En navidades, nuestra hija Sofía, con el poco dinero que había ganado dando clases particulares, con un enorme esfuerzo de apretarse el cinturón y apartar moneditas de aquí y de allí, además del asesoramiento de mi hermano, nos regaló a Pepi y a mí un vuelo de ida y vuelta a Pisa, con la intención de que visitáramos Pisa y Florencia, ciudades que personalmente estaba deseando conocer. Pepi ya las conocía, ya que en el viaje de estudios del instituto realizó un tour por Italia, aunque ha pasado tanto tiempo que, según comprobamos, poco recordaba de la ciudad. Por esta circunstancia de que ella ya las había visitado, las habíamos ido dejando atrás en nuestros viajes. ¡Pero Sofía las adelantó por la derecha!
Aterrizamos en el aeropuerto Galileo Galilei alrededor de las siete y media de la tarde de un lunes de semana blanca, rodeados de un cielo denso de nubes grisáceas. Bajamos del avión con el equipaje de mano y en la misma puerta del aeropuerto cogimos un taxi que nos acercó a la puerta de nuestro hotel en la ciudad, The Rif. No había nadie en el hotel para recibirnos. Era un hotel boutique de estos que se han puesto de moda ahora que son con autoservicio. Ya saben aquí tienen un código, allí pueden recoger las llaves y en este número está su stanza. La habitación estaba en perfecto estado, amplia, muy bien decorada y con el baño moderno, que es como le gustan a Pepi. El hotel era un pequeño palacete situado a escasos metros de la Piazza dei Miracoli.
Una vez instalados, cogimos un paraguas, nos abrigamos y bajamos hacia la plaza declarada Patrimonio de la Humanidad. Era noche cerrada y el cielo parecía que en cualquier momento podía vomitar un buen chaparrón. No nos amedrentó. Accedimos a la plaza por la Porta Nova, la más cercana al Battistero di San Giovanni, famoso por su estupenda acústica como al día siguiente comprobamos.
La Cattedrale di Pisa mantenía un andamiaje en gran parte del ala más cercana a la Torre di Pisa. Supusimos que debido al mantenimiento, pareciera que la catedral sufriera un dolor en el costado y el andamiaje estuviese ayudando a aliviar el padecimiento. Posiblemente -supusimos- un castigo inevitable por la edad.

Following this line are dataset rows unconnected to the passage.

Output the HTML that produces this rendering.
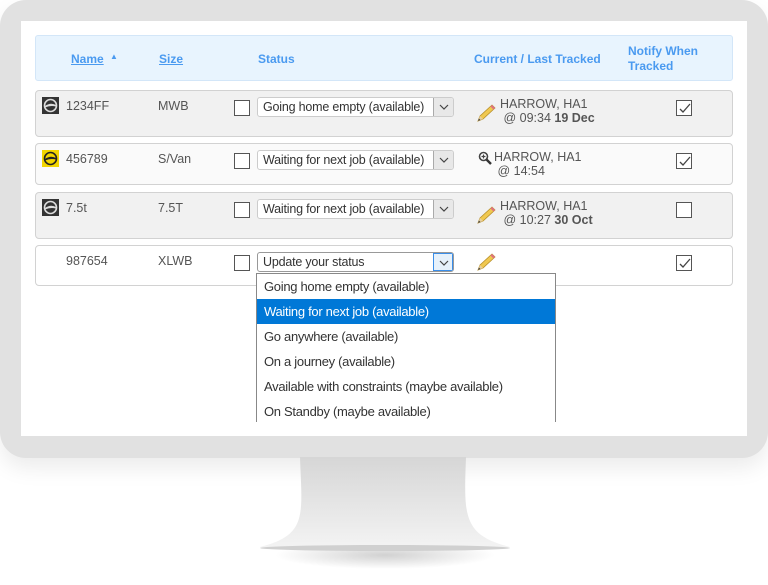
<!DOCTYPE html>
<html><head><style>
*{margin:0;padding:0;box-sizing:border-box}
body{width:768px;height:585px;background:#fff;position:relative;overflow:hidden;font-family:"Liberation Sans",sans-serif;font-size:12.5px;color:#555}
.mon{position:absolute;left:0;top:0;width:768px;height:458px;background:#e1e1e1;border-radius:26px;box-shadow:0 10px 22px rgba(0,0,0,.08)}
.scr{position:absolute;left:21px;top:21px;width:726px;height:415px;background:#fff;overflow:hidden}
.a{position:absolute}
.hdr{left:14px;top:14px;width:698px;height:46px;background:#e8f4fe;border:1px solid #d3e6f8;border-radius:3px}
.h{position:absolute;color:#4a9af0;font-weight:bold;font-size:12px}
.u{text-decoration:underline}
.row{position:absolute;left:14px;width:698px;border:1px solid #d2d2d2;border-radius:4px}
.t{position:absolute;top:8px;font-size:12.5px;color:#555}
.cb{position:absolute;left:198px;top:9px;width:16px;height:16px;border:1px solid #555;background:#fff}
.sel{position:absolute;left:221px;top:6px;width:197px;height:20px;border:1px solid #ccc;border-radius:3px;background:#fff;font-size:12.5px;color:#333;padding:2px 0 0 5px;white-space:nowrap;overflow:hidden;letter-spacing:-.2px}
.sel .ar{position:absolute;right:0;top:0;width:20px;height:18px;background:#e8e8e8;border-left:1px solid #aaa}
.sel .ar svg{position:absolute;left:5px;top:6px}
.ico{position:absolute;left:6px;top:6px}
.loc{position:absolute;left:464px;top:6px;font-size:12.5px;color:#555;line-height:14px}
.nc{position:absolute;left:640px;top:9px;width:16px;height:16px;border:1px solid #555;background:#fff}
.dd{left:235px;top:252px;width:300px;height:149px;border:1px solid #888;border-bottom:none;background:#fff;font-size:13px;color:#333;letter-spacing:-.3px;overflow:hidden}
.dd div{height:25px;padding:5px 0 0 7px}
.pen{position:absolute;left:440px}
</style></head><body>
<div class="mon"></div>
<svg class="a" style="left:250px;top:455px" width="270" height="115" viewBox="0 0 270 115">
<defs><linearGradient id="g" x1="0" y1="0" x2="0" y2="1"><stop offset="0" stop-color="#d6d6d6"/><stop offset="1" stop-color="#f3f3f3"/></linearGradient>
<radialGradient id="s" cx=".5" cy=".5" r=".5"><stop offset="0" stop-color="rgba(0,0,0,.18)"/><stop offset="1" stop-color="rgba(0,0,0,0)"/></radialGradient></defs>
<ellipse cx="135" cy="100" rx="110" ry="14" fill="url(#s)"/>
<path d="M50 2 L216 2 C214 60 212 80 260 92 L10 92 C58 80 52 60 50 2Z" fill="url(#g)"/>
<ellipse cx="135" cy="93" rx="125" ry="3" fill="#d0d0d0"/>
</svg>
<svg width="0" height="0" style="position:absolute"><defs>
<symbol id="pen" viewBox="0 0 20 20"><path d="M2 18 L4 13 L16 2 L19 5 L7 16 Z" fill="#f0c850" stroke="#b8902a" stroke-width=".8"/><path d="M16 2 L19 5 L17.5 6.5 L14.5 3.5Z" fill="#e07080"/><path d="M2 18 L4 13 L7 16Z" fill="#e8d0a0"/><path d="M2 18 L3 15.5 L4.5 17Z" fill="#444"/></symbol>
<symbol id="chev" viewBox="0 0 10 6"><path d="M1 1 L5 5 L9 1" fill="none" stroke="#444" stroke-width="1.2"/></symbol>
<symbol id="lg" viewBox="0 0 17 17"><circle cx="8.5" cy="8.5" r="6" fill="none" stroke="currentColor" stroke-width="1.6"/><path d="M3 9 Q8.5 5 14 8 L14 9.5 Q8.5 8 3 10.5Z" fill="currentColor"/></symbol>
</defs></svg>
<div class="scr">
<div class="a hdr">
<span class="h u" style="left:35px;top:16px">Name</span><span class="h" style="left:74px;top:16px;font-size:8px">▲</span>
<span class="h u" style="left:123px;top:16px">Size</span>
<span class="h" style="left:222px;top:16px">Status</span>
<span class="h" style="left:438px;top:16px">Current / Last Tracked</span>
<span class="h" style="left:592px;top:8px;line-height:15px">Notify When<br>Tracked</span>
</div>
<div class="row" style="top:69px;height:47px;background:#f1f1f1">
<svg class="ico" width="17" height="17" style="background:#333;color:#ddd"><use href="#lg"/></svg><span class="t" style="left:30px">1234FF</span><span class="t" style="left:122px">MWB</span>
<div class="cb"></div><div class="sel">Going home empty (available)<span class="ar"><svg width="10" height="6"><use href="#chev"/></svg></span></div>
<svg class="pen" style="top:12px" width="20" height="20"><use href="#pen"/></svg>
<div class="loc">HARROW, HA1<br>&nbsp;@ 09:34 <b>19 Dec</b></div>
<svg class="nc" width="16" height="16"><path d="M3 8 L6 11 L13 3" fill="none" stroke="#444" stroke-width="1.3"/></svg></div>
<div class="row" style="top:122px;height:42px;background:#fafafa">
<svg class="ico" width="17" height="17" style="background:#f2d500;color:#222"><use href="#lg"/></svg><span class="t" style="left:30px">456789</span><span class="t" style="left:122px">S/Van</span>
<div class="cb"></div><div class="sel">Waiting for next job (available)<span class="ar"><svg width="10" height="6"><use href="#chev"/></svg></span></div>
<svg class="a" style="left:442px;top:7px" width="14" height="14"><circle cx="5.5" cy="5.5" r="4" fill="#fff" stroke="#444" stroke-width="1.6"/><path d="M3.5 5.5h4M5.5 3.5v4" stroke="#444" stroke-width="1.2"/><path d="M8.5 8.5 L13 13" stroke="#333" stroke-width="2.4"/></svg>
<div class="loc" style="left:458px">HARROW, HA1<br>&nbsp;@ 14:54</div>
<svg class="nc" width="16" height="16"><path d="M3 8 L6 11 L13 3" fill="none" stroke="#444" stroke-width="1.3"/></svg></div>
<div class="row" style="top:171px;height:47px;background:#f1f1f1">
<svg class="ico" width="17" height="17" style="background:#333;color:#ddd"><use href="#lg"/></svg><span class="t" style="left:30px">7.5t</span><span class="t" style="left:122px">7.5T</span>
<div class="cb"></div><div class="sel">Waiting for next job (available)<span class="ar"><svg width="10" height="6"><use href="#chev"/></svg></span></div>
<svg class="pen" style="top:12px" width="20" height="20"><use href="#pen"/></svg>
<div class="loc">HARROW, HA1<br>&nbsp;@ 10:27 <b>30 Oct</b></div><div class="nc"></div></div>
<div class="row" style="top:224px;height:41px;background:#fff">
<span class="t" style="left:30px">987654</span><span class="t" style="left:122px">XLWB</span>
<div class="cb"></div><div class="sel" style="border-color:#999">Update your status<span class="ar" style="background:#e6f1fb;border:1px solid #3b8ee8"><svg width="10" height="6"><use href="#chev"/></svg></span></div>
<svg class="pen" style="top:6px" width="20" height="20"><use href="#pen"/></svg>
<svg class="nc" width="16" height="16"><path d="M3 8 L6 11 L13 3" fill="none" stroke="#444" stroke-width="1.3"/></svg></div>
<div class="a dd">
<div>Going home empty (available)</div>
<div style="background:#0078d7;color:#fff">Waiting for next job (available)</div>
<div>Go anywhere (available)</div>
<div>On a journey (available)</div>
<div>Available with constraints (maybe available)</div>
<div>On Standby (maybe available)</div>
</div>
</div>
</body></html>
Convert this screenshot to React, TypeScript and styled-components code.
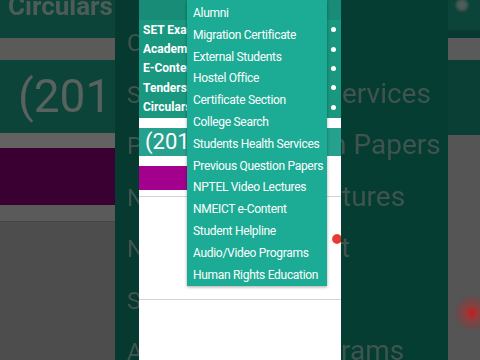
import React from "react";
import styled, { createGlobalStyle } from "styled-components";

const Global = createGlobalStyle`
  html, body { margin: 0; padding: 0; background: #063c32; }
  body { width: 480px; height: 360px; overflow: hidden; font-family: Roboto, "Liberation Sans", sans-serif; }
`;

const Frame = styled.div`
  display: flex;
  width: 480px;
  height: 360px;
  overflow: hidden;
`;

const Side = styled.div`
  width: 139px;
  height: 360px;
  display: flex;
  flex-shrink: 0;
  overflow: hidden;
`;

const Column = styled.div<{ $w: number; $bg?: string }>`
  width: ${(p) => p.$w}px;
  flex-shrink: 0;
  display: flex;
  flex-direction: column;
  background: ${(p) => p.$bg || "transparent"};
  overflow: hidden;
`;

const Band = styled.div<{ $h: number; $bg: string }>`
  height: ${(p) => p.$h}px;
  flex-shrink: 0;
  background: ${(p) => p.$bg};
  overflow: hidden;
  display: flex;
  flex-direction: column;
`;

const GhostTitle = styled.div`
  margin: -7px 0 0 8px;
  font-size: 26px;
  line-height: 26px;
  font-weight: 700;
  color: #4c5d58;
  white-space: nowrap;
  filter: blur(0.5px);
`;

const GhostYear = styled.div`
  margin: 13px 0 0 18px;
  font-size: 46px;
  line-height: 46px;
  color: #58625f;
  white-space: nowrap;
  filter: blur(0.6px);
`;

const ZoomRows = styled.div<{ $top: number }>`
  display: flex;
  flex-direction: column;
  padding-top: ${(p) => p.$top}px;
`;

const ZoomRow = styled.div<{ $size: number; $indent: number }>`
  height: 51.5px;
  line-height: 51.5px;
  font-size: ${(p) => p.$size}px;
  text-indent: ${(p) => p.$indent}px;
  color: #3f544e;
  white-space: nowrap;
  filter: blur(0.5px);
`;

const Blob = styled.div<{ $size: number; $color: string; $mt: number; $ml: number }>`
  width: ${(p) => p.$size}px;
  height: ${(p) => p.$size}px;
  margin: ${(p) => p.$mt}px 0 0 ${(p) => p.$ml}px;
  border-radius: 50%;
  background: ${(p) => p.$color};
  filter: blur(1.5px);
  flex-shrink: 0;
`;

const Phone = styled.div`
  width: 202px;
  height: 360px;
  flex-shrink: 0;
  position: relative;
  overflow: hidden;
  background: #ffffff;
  display: flex;
  flex-direction: column;
`;

const TopMenu = styled.div`
  height: 118px;
  flex-shrink: 0;
  background: #1a977f;
  display: flex;
  flex-direction: column;
`;

const Header = styled.div`
  height: 20px;
  flex-shrink: 0;
  background: #188c77;
`;

const MenuRow = styled.div`
  height: 19.4px;
  flex-shrink: 0;
  display: flex;
  align-items: center;
  justify-content: space-between;
  padding: 0 5px 0 4px;
  color: #ffffff;
  font-size: 12px;
  font-weight: 700;
  white-space: nowrap;
`;

const Bullet = styled.span`
  width: 5px;
  height: 5px;
  border-radius: 50%;
  background: #ffffff;
  flex-shrink: 0;
`;

const Gap = styled.div<{ $h: number }>`
  height: ${(p) => p.$h}px;
  flex-shrink: 0;
`;

const YearBar = styled.div`
  height: 28px;
  flex-shrink: 0;
  background: #25a18e;
  color: #ffffff;
  font-size: 22px;
  line-height: 28px;
  padding-left: 6px;
  white-space: nowrap;
`;

const Ribbon = styled.div`
  height: 24px;
  width: 150px;
  flex-shrink: 0;
  background: #a3008e;
`;

const Divider = styled.div`
  height: 1px;
  flex-shrink: 0;
  background: #d4d4d4;
`;

const Dropdown = styled.ul`
  position: absolute;
  top: 0;
  left: 48px;
  width: 140px;
  margin: 0;
  padding: 3px 0 0;
  list-style: none;
  background: #1cab95;
  box-shadow: 0 1px 3px rgba(0, 0, 0, 0.35);
`;

const DropItem = styled.li`
  height: 21.8px;
  line-height: 21.8px;
  padding-left: 6px;
  color: #ffffff;
  font-size: 12px;
  letter-spacing: -0.3px;
  white-space: nowrap;
`;

const Fab = styled.div`
  position: absolute;
  left: 193px;
  top: 234px;
  width: 10px;
  height: 10px;
  border-radius: 50%;
  background: radial-gradient(circle, #ef3b33 0%, #e53935 55%, rgba(229, 57, 53, 0.4) 100%);
`;

const RedGlow = styled.div`
  width: 34px;
  height: 34px;
  margin: 161px 0 0 7px;
  border-radius: 50%;
  background: radial-gradient(circle, #c01a1a 0%, #b02c2c 12%, rgba(140, 62, 62, 0.8) 35%, rgba(105, 72, 72, 0.55) 70%, rgba(85, 85, 85, 0) 100%);
`;

const menu = ["SET Exam", "Academic", "E-Content", "Tenders", "Circulars"];

const items = [
  "Alumni",
  "Migration Certificate",
  "External Students",
  "Hostel Office",
  "Certificate Section",
  "College Search",
  "Students Health Services",
  "Previous Question Papers",
  "NPTEL Video Lectures",
  "NMEICT e-Content",
  "Student Helpline",
  "Audio/Video Programs",
  "Human Rights Education",
];

const stripLetters = ["C", "S", "P", "N", "N", "S", "A"];
const rightEnds: { t: string; i: number }[] = [
  { t: "", i: 0 },
  { t: "ervices", i: 1 },
  { t: "n Papers", i: -10 },
  { t: "tures", i: 1 },
  { t: "t", i: 0 },
  { t: "", i: 0 },
  { t: "rams", i: 0 },
];

export default function App() {
  return (
    <>
      <Global />
      <Frame>
        <Side>
          <Column $w={115}>
            <Band $h={38} $bg="#0d443a">
              <GhostTitle>Circulars</GhostTitle>
            </Band>
            <Band $h={22} $bg="#5a5a58" />
            <Band $h={73} $bg="#0d443a">
              <GhostYear>(201</GhostYear>
            </Band>
            <Band $h={15} $bg="#626262" />
            <Band $h={57} $bg="#3a0031" />
            <Band $h={16} $bg="#5a5a5a" />
            <Band $h={1} $bg="#454545" />
            <Band $h={138} $bg="#4d4d4d" />
          </Column>
          <Column $w={24} $bg="#063a30">
            <ZoomRows $top={18}>
              {stripLetters.map((l, i) => (
                <ZoomRow key={i} $size={24} $indent={12}>
                  {l}
                </ZoomRow>
              ))}
            </ZoomRows>
          </Column>
        </Side>

        <Phone>
          <TopMenu>
            <Header />
            {menu.map((m) => (
              <MenuRow key={m}>
                <span>{m}</span>
                <Bullet />
              </MenuRow>
            ))}
          </TopMenu>
          <Gap $h={10} />
          <YearBar>(2019)</YearBar>
          <Gap $h={10} />
          <Ribbon />
          <Gap $h={6} />
          <Divider />
          <Gap $h={102} />
          <Divider />
          <Dropdown>
            {items.map((it) => (
              <DropItem key={it}>{it}</DropItem>
            ))}
          </Dropdown>
          <Fab />
        </Phone>

        <Side>
          <Column $w={107} $bg="#053d33">
            <ZoomRows $top={16}>
              {rightEnds.map((r, i) => (
                <ZoomRow key={i} $size={28} $indent={r.i}>
                  {r.t}
                </ZoomRow>
              ))}
            </ZoomRows>
          </Column>
          <Column $w={32}>
            <Band $h={30} $bg="#0c4439">
              <Blob $size={12} $color="#4f5c58" $mt={-1} $ml={8} />
            </Band>
            <Band $h={8} $bg="#083a31" />
            <Band $h={22} $bg="#5a5a5a" />
            <Band $h={75} $bg="#0a3f35" />
            <Band $h={225} $bg="#555555">
              <RedGlow />
            </Band>
          </Column>
        </Side>
      </Frame>
    </>
  );
}
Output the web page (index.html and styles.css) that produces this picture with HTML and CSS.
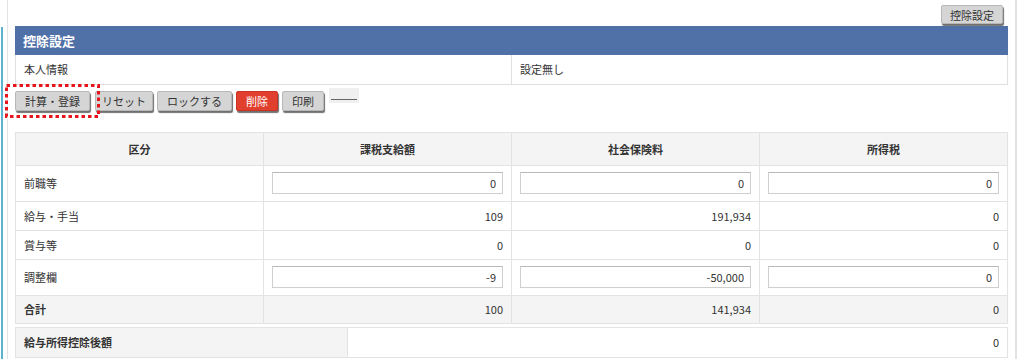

Todo me pareció de un tamaño inmenso. Estamos tan acostumbrados a ver la típica foto de colocar las manos sosteniendo a la Torre di Pisa, que para que quepa en la foto, siempre es una foto alejada. Quizás por eso mi sensación era de que todo era más pequeño. Caminamos despacio queriendo mantener en nuestra memoria esta visión para siempre. Tras un buen rato, al final del paseo, junto a la Fontana barroca dei Putti, donde tres querubines sostienen el escudo de la localidad, empezaron a caer unas gotas premonitorias. Era el momento de ir a buscar un restaurante que sólo debía cumplir un requisito, que fuera de cocina típica toscana.
Mientras cenábamos, la lluvia apretó de lindo durante un buen rato. Cuando parecía que había parado de llover, pedimos il conto. Tras apoquinar, regresamos a la Piazza dei Miracoli y nos encontramos aún con menos gente. Casi lo único que se escuchaba en la plaza era el sonido de nuestros pasos. Estábamos prácticamente solos. La torre inclinada, o campanario, seguía en pie a pesar de lo que apretaba la gravedad, y así lleva siendo desde su construcción allá por el año 1173. La plaza es una joya del arte románico con merecimiento. Paseamos un buen rato de aquí para allá observando la belleza de cada detalle. Imposible quedar indiferente. Regresamos al hotel que a la mañana siguiente habíamos previsto un buen madrugón.